Photographs by Ben Lowy
Story by Kyle Almond, CNN
When Ben Lowy starts something, he jumps right into the deep end.
The award-winning photographer began his career in a war zone, covering Iraq in 2003.
And for his first underwater assignment, he went face to face with great white sharks.
“You see them, and this little reptilian part of your brain is like, ‘You need to get out of the water right now,’ ” Lowy said.
On land, you can use a long lens and get a great photo while keeping your distance from dangerous animals such as lions or bears.
Not in the water.
“With underwater photography, you get really close. You have to,” Lowy said. “I'm using a 12-millimeter lens. I'm right on that because after about 15 feet, there's nothing but blue, you don't get any color.
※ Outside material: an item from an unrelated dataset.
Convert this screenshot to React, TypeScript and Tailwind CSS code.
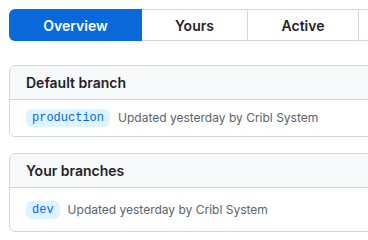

“Everything is shot between super on top of my camera to maybe 5 to 10 feet away. No one does that with a lion.”
Divers use protective cages to shield themselves from great white sharks. But that doesn’t make seeing one any less terrifying.
“I can have the best camera housing, the best scuba gear, and ultimately you’re still basically prey for whatever it wants to do,” Lowy said.
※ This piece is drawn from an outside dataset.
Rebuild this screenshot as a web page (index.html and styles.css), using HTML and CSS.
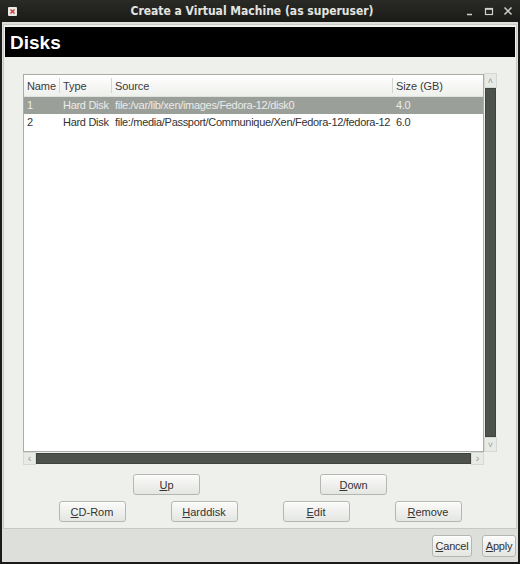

Since 2015, Lowy has been throwing himself more into underwater photography. He was getting burnt out from covering war and politics, and needed a new outlet.
“For years, all I wanted to do was be a conflict photographer and social-issue photographer and really document the things I felt like people were too apathetic to witness or care about,” he said. “But there is more to the world than that.”
In addition to great whites off Mexico’s Guadalupe Island, Lowy has photographed marine life off the coast of Cuba and various island nations in the Pacific. He’s dove with jellyfish, sea lions, turtles and crocodiles.
There’s an adrenaline rush that comes with the adventures, but it’s also relaxing, Lowy said.
“It's almost like sensory deprivation. You're just floating in the water doing something physical and then have a split second to make an image. It is very different from the other aspects of photography that I know.”
Lowy is open about his post-traumatic stress disorder, which he said started after a series of bomb blasts in Iraq in 2007.
The water offers him an escape, freedom from the outside world.
It also allows him to be closer to his family. His wife, Marvi Lacar, joins him on his underwater shoots, and his oldest son, 8-year-old Mateo, has gone snorkeling with them.
“My kids are young, and I'm trying to see the world the way they do,” Lowy said. “They've influenced me to look at things that are maybe not as horrible as where I started my career, and to sort of appreciate the wonder of the world.”